Dr Paul Edmondson-Jones, director of public health for NHS Portsmouth, said: ‘We need to restrict the supply of alcohol and not make it even more readily available. The culture of “booze on tap 24 hours a day” is one that horrifies me. At some point society has to take a stand and say “this is something we do not want”.’
After Shottz, which promises to ‘keep your party fuelled throughout the night’, was granted a licence in November. A previous application was denied due to police concerns over staff training, how the company would ID customers, and the safety of vehicles. These were addressed.
Paul Lynam, joint owner of the company, said: ‘If people are going to drink, they’re going to drink. We’re not doing anything wrong. This is a completely legitimate business. Other places have this service.

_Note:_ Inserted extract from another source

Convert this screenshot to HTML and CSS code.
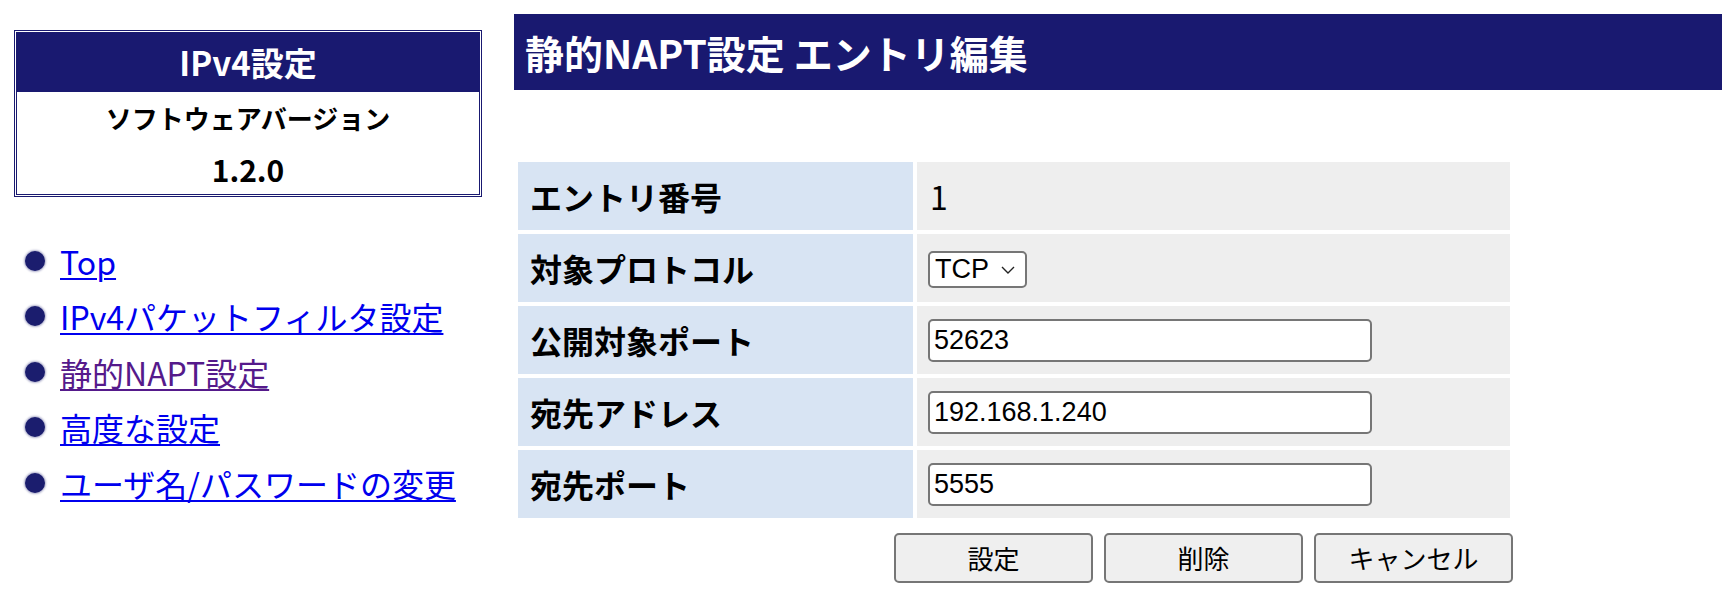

‘It’s not just young people who use us. A lot of middle-aged people do. We’ve done 310 jobs since starting and we’ve had no trouble.’
The city council said a licence was granted because no objections were made the second time round. Objections have to relate to the prevention of crime and disorder, public safety, prevention of nuisance and protection of children from harm. Public health is not a consideration.
Nickii Humphreys, the council’s licensing manager, said: ‘In the absence of any representations, the law states that the licence must be granted.’
She added: ‘The council will always respond to and investigate complaints where there are concerns that a licence holder may not be complying with the law or the terms of a licence. No complaints or other information have come to light in respect of this particular licence.’